I was well aware that historically, this right was not always a given. Slavery, sexism, and supremacist beliefs about other races and ethnic groups blocked the promise. Yet, Americans who believed in this idea of access and equality fought for it. And they won.
This is what the One America Registry is all about.
It is a response to President Donald Trump’s threat to establish a registry of all American Muslims.
President Trump’s proposed Muslim registry targets all American Muslims. It is similar to one that was created for Japanese-Americans during WWII.
Seventy-four years ago today, an Executive Order was passed which made Japanese-Americans enemies of the state. Already registered, they were shipped off to internment camps. They lost their livelihoods, their properties and in a number of cases, their lives. The registry stripped these Americans of their rights to life, liberty, and the pursuit of happiness. It was unconstitutional and unjust.
This is something our nation acknowledged in 1988 under another Republican President, Ronald Reagan.
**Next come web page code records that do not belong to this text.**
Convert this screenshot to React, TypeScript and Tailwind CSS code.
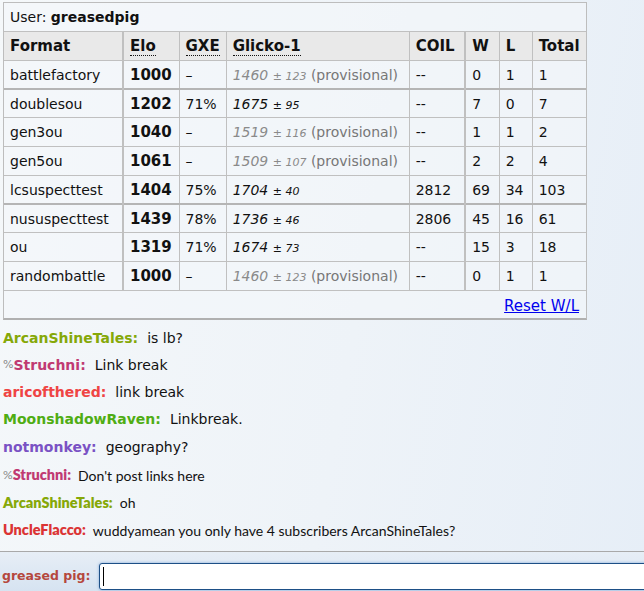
import React from "react";

type Row = {
  f: string;
  elo: string;
  gxe: string;
  g: string;
  pm: string;
  prov: boolean;
  coil: string;
  w: string;
  l: string;
  t: string;
  thick?: boolean;
};

const rows: Row[] = [
  { f: "battlefactory", elo: "1000", gxe: "–", g: "1460", pm: "123", prov: true, coil: "--", w: "0", l: "1", t: "1" },
  { f: "doublesou", elo: "1202", gxe: "71%", g: "1675", pm: "95", prov: false, coil: "--", w: "7", l: "0", t: "7", thick: true },
  { f: "gen3ou", elo: "1040", gxe: "–", g: "1519", pm: "116", prov: true, coil: "--", w: "1", l: "1", t: "2" },
  { f: "gen5ou", elo: "1061", gxe: "–", g: "1509", pm: "107", prov: true, coil: "--", w: "2", l: "2", t: "4" },
  { f: "lcsuspecttest", elo: "1404", gxe: "75%", g: "1704", pm: "40", prov: false, coil: "2812", w: "69", l: "34", t: "103" },
  { f: "nususpecttest", elo: "1439", gxe: "78%", g: "1736", pm: "46", prov: false, coil: "2806", w: "45", l: "16", t: "61", thick: true },
  { f: "ou", elo: "1319", gxe: "71%", g: "1674", pm: "73", prov: false, coil: "--", w: "15", l: "3", t: "18" },
  { f: "randombattle", elo: "1000", gxe: "–", g: "1460", pm: "123", prov: true, coil: "--", w: "0", l: "1", t: "1" },
];

const chat: { pre?: string; name: string; color: string; msg: string; narrow?: boolean; h: string }[] = [
  { name: "ArcanShineTales", color: "text-[#86a808]", msg: "is lb?", h: "h-[27px]" },
  { pre: "%", name: "Struchni", color: "text-[#c03a72]", msg: "Link break", h: "h-[27px]" },
  { name: "aricofthered", color: "text-[#ef4444]", msg: "link break", h: "h-[27px]" },
  { name: "MoonshadowRaven", color: "text-[#4fad13]", msg: "Linkbreak.", h: "h-[27px]" },
  { name: "notmonkey", color: "text-[#7a52c4]", msg: "geography?", h: "h-[28px]" },
  { pre: "%", name: "Struchni", color: "text-[#c03a72]", msg: "Don't post links here", narrow: true, h: "h-[28px]" },
  { name: "ArcanShineTales", color: "text-[#86a808]", msg: "oh", narrow: true, h: "h-[27px]" },
  { name: "UncleFlacco", color: "text-[#db3434]", msg: "wuddyamean you only have 4 subscribers ArcanShineTales?", narrow: true, h: "h-[28px]" },
];

const td = "border border-[#c0c0c0] px-[6px] pt-[2px] pb-0 align-middle";
const thickTop = "border-t-2 border-t-[#b5b5b5]";

export default function App() {
  return (
    <div
      className="w-[644px] h-[591px] overflow-hidden relative bg-[linear-gradient(100deg,#f5f8fa_0%,#eef3f8_55%,#e6eef7_100%)] text-[#111] text-[14px]"
      style={{ fontFamily: '"DejaVu Sans", Verdana, sans-serif' }}
    >
      <div className="pt-[2px] pl-[3px]">
        <div className="w-[584px] border border-[#bdbdbd] border-b-2 border-b-[#b0b0b0] bg-[#f4f7fa]/60">
          <table className="w-full border-collapse">
            <tbody>
              <tr>
                <td colSpan={9} className="px-[6px] pt-[2px] h-[28px] border-b border-[#c0c0c0]">
                  User: <b>greasedpig</b>
                </td>
              </tr>
              <tr className="bg-[#e9e9e9] font-bold text-left text-[15px]">
                <td className={`${td} h-[29px] border-l-0 w-[119px] border-r-2`}>Format</td>
                <td className={`${td} w-[56px]`}>
                  <span className="border-b border-dotted border-[#111]">Elo</span>
                </td>
                <td className={`${td} w-[46px]`}>
                  <span className="border-b border-dotted border-[#111]">GXE</span>
                </td>
                <td className={`${td} w-[183px]`}>
                  <span className="border-b border-dotted border-[#111]">Glicko-1</span>
                </td>
                <td className={`${td} w-[56px] border-r-2`}>COIL</td>
                <td className={`${td} w-[34px]`}>W</td>
                <td className={`${td} w-[33px]`}>L</td>
                <td className={`${td} border-r-0`}>Total</td>
              </tr>
              {rows.map((r, i) => {
                const t = r.thick ? thickTop : "";
                return (
                  <tr key={i} className={r.thick ? "h-[28px]" : "h-[29px]"}>
                    <td className={`${td} border-l-0 border-r-2 ${t}`}>{r.f}</td>
                    <td className={`${td} font-bold text-[15px] ${t}`}>{r.elo}</td>
                    <td className={`${td} ${t}`}>{r.gxe}</td>
                    <td className={`${td} whitespace-nowrap ${t}`}>
                      <span className={r.prov ? "text-[#8a8a8a]" : ""}>
                        <em>{r.g}</em> <span className="text-[11px]">± <em>{r.pm}</em></span>
                        {r.prov && <span className="text-[#777]"> (provisional)</span>}
                      </span>
                    </td>
                    <td className={`${td} border-r-2 ${t}`}>{r.coil}</td>
                    <td className={`${td} ${t}`}>{r.w}</td>
                    <td className={`${td} ${t}`}>{r.l}</td>
                    <td className={`${td} border-r-0 ${t}`}>{r.t}</td>
                  </tr>
                );
              })}
              <tr>
                <td colSpan={9} className="h-[28px] px-[7px] text-right align-middle pt-[3px]">
                  <a className="text-[#0000ee] underline text-[15px]" href="#">Reset W/L</a>
                </td>
              </tr>
            </tbody>
          </table>
        </div>
      </div>

      <div className="pl-[3px] pt-[5px]">
        {chat.map((c, i) => (
          <div
            key={i}
            className={`${c.h} flex items-center whitespace-nowrap text-[14px]`}
            style={c.narrow ? { fontFamily: 'Lato, "Liberation Sans", sans-serif' } : undefined}
          >
            {c.pre && <span className={`text-[#888] ${c.narrow ? "text-[12px]" : "text-[11px]"}`}>{c.pre}</span>}
            <b className={`${c.color} ${c.narrow ? "text-[14.5px] font-extrabold" : ""}`}>{c.name}:</b>
            <span className={c.narrow ? "ml-[7px]" : "ml-[9px]"}>{c.msg}</span>
          </div>
        ))}
      </div>

      <div className="absolute left-0 right-0 top-[551px] bottom-0 border-t border-[#a9a9a9] bg-[linear-gradient(180deg,#e7eef6_0%,#d6e3f1_100%)] flex items-start pt-[11px]">
        <span className="ml-[2px] mt-[4px] font-bold text-[12.5px] text-[#b5473d] whitespace-nowrap">greased pig:</span>
        <div className="ml-[9px] h-[27px] flex-1 -mr-[10px] bg-white border border-[#1d4f86] rounded-[3px] shadow-[0_0_3px_#7fa6d6] flex items-center pl-[3px]">
          <div className="w-px h-[19px] bg-black" />
        </div>
      </div>
    </div>
  );
}
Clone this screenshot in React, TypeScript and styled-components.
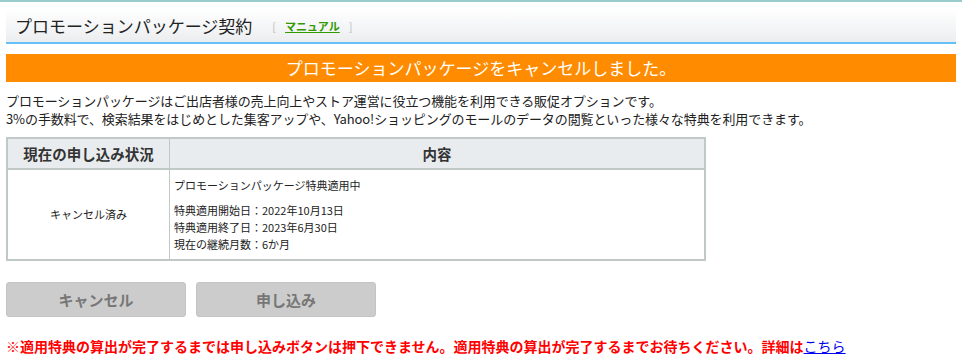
import React from 'react';
import styled, { createGlobalStyle } from 'styled-components';

const GlobalStyle = createGlobalStyle`
  body {
    margin: 0;
    background: #fff;
    font-family: "Noto Sans CJK JP", "Liberation Sans", sans-serif;
    color: #333;
  }
`;

const Page = styled.div`
  border-top: 2px solid #99cccc;
  padding: 7px 6px 0;
`;

const TitleBar = styled.div`
  display: flex;
  align-items: center;
  height: 33px;
  padding-left: 9px;
  background: linear-gradient(#ffffff, #ebedef);
  border-bottom: 2px solid #66c0f8;
`;

const Title = styled.h1`
  margin: 0;
  font-size: 17px;
  font-weight: normal;
  color: #222;
`;

const Manual = styled.span`
  margin-left: 20px;
  font-size: 11px;
  color: #bbb;

  a {
    margin: 0 9px;
    color: #339900;
    font-weight: bold;
    text-decoration: underline;
  }
`;

const Notice = styled.div`
  margin-top: 10px;
  height: 28px;
  background: #ff8c00;
  color: #fff;
  font-size: 17px;
  line-height: 28px;
  text-align: center;
`;

const Lead = styled.p`
  margin: 10px 0 9px;
  font-size: 13px;
  line-height: 18px;
  letter-spacing: -0.1px;
  color: #222;
`;

const Table = styled.table`
  width: 700px;
  border-collapse: collapse;
  border: 2px solid #c0c8c8;
  font-size: 11px;
`;

const Th = styled.th<{ $w?: number }>`
  width: ${p => (p.$w ? `${p.$w}px` : 'auto')};
  height: 29px;
  padding: 0;
  background: #e9ecee;
  border-bottom: 2px solid #c0c8c8;
  border-left: 1px solid #c0c8c8;
  font-size: 14.5px;
  font-weight: bold;
  color: #333;
`;

const Td = styled.td<{ $center?: boolean }>`
  height: 89px;
  padding: 0 4px;
  border-left: 1px solid #c0c8c8;
  text-align: ${p => (p.$center ? 'center' : 'left')};
  vertical-align: middle;
  color: #222;
  line-height: 17px;
`;

const Status = styled.div`
  margin-bottom: 8px;
`;

const Buttons = styled.div`
  display: flex;
  gap: 10px;
  margin-top: 21px;
`;

const Button = styled.button`
  width: 180px;
  height: 35px;
  border: 1px solid #c4c4c4;
  border-radius: 3px;
  background: #cccccc;
  color: #777;
  font-family: inherit;
  font-size: 15px;
  font-weight: bold;
`;

const Warning = styled.p`
  margin: 19px 0 0;
  font-size: 14px;
  font-weight: bold;
  color: #ff0000;

  a {
    color: #0000ee;
    font-weight: normal;
    text-decoration: underline;
  }
`;

export default function App() {
  return (
    <>
      <GlobalStyle />
      <Page>
        <TitleBar>
          <Title>プロモーションパッケージ契約</Title>
          <Manual>
            [<a href="#">マニュアル</a>]
          </Manual>
        </TitleBar>

        <Notice>プロモーションパッケージをキャンセルしました。</Notice>

        <Lead>
          プロモーションパッケージはご出店者様の売上向上やストア運営に役立つ機能を利用できる販促オプションです。
          <br />
          3%の手数料で、検索結果をはじめとした集客アップや、Yahoo!ショッピングのモールのデータの閲覧といった様々な特典を利用できます。
        </Lead>

        <Table>
          <thead>
            <tr>
              <Th $w={161}>現在の申し込み状況</Th>
              <Th>内容</Th>
            </tr>
          </thead>
          <tbody>
            <tr>
              <Td $center>キャンセル済み</Td>
              <Td>
                <Status>プロモーションパッケージ特典適用中</Status>
                特典適用開始日：2022年10月13日
                <br />
                特典適用終了日：2023年6月30日
                <br />
                現在の継続月数：6か月
              </Td>
            </tr>
          </tbody>
        </Table>

        <Buttons>
          <Button disabled>キャンセル</Button>
          <Button disabled>申し込み</Button>
        </Buttons>

        <Warning>
          ※適用特典の算出が完了するまでは申し込みボタンは押下できません。適用特典の算出が完了するまでお待ちください。詳細は
          <a href="#">こちら</a>
        </Warning>
      </Page>
    </>
  );
}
He signed the Civil Liberties Act to compensate more than 100,000 Americans of Japanese descent who were incarcerated in the internment camps. The legislation offered a formal apology and financial compensation to each surviving victim.
Such is the promise and beauty of America. Access and equality are an ideal we continually strive for. And even as we struggle, there is always hope that we will win that coveted access to our Declaration’s promise.
American Muslims are as concerned about the security of our nation as our neighbors. However, moves like Trump’s recent “Muslim ban” do not keep us safe. Such policies pave the way to a legal regime that harms our safety, interests and stature globally, and undermines our values domestically.
If the Muslim Ban was illogical, a Muslim registry would be outright unconstitutional, and un-American.
American Muslims are deeply grateful for the support from our neighbors against the Muslim ban, as well as the many activists, lawyers, and leaders, both Democratic and Republican, who have spoken out.
Now we are asking everyone to join the One America Registry and our 10-Minutes-a-Day campaign to uphold American values. Once you register, you will receive information about how to use your ten minutes for an action item. Our first request is that you call your representative this week and demand that they preempt the threat of a Muslim registry.
Please ask your Congressperson to stand up for American values by prohibiting the creation of any registry that classifies people on the basis of religion, race, or national origin.
I never thought that decades after my first trip to America, now as an American grandfather of American-born Muslim children, I would be fighting for their continued access to life, liberty, and the pursuit of happiness. But as I learned on the sidewalk that day so many years ago, America is about access and equality for all. It is my duty as their grandfather and as a fellow citizen, to ensure that it stays that way for every single American.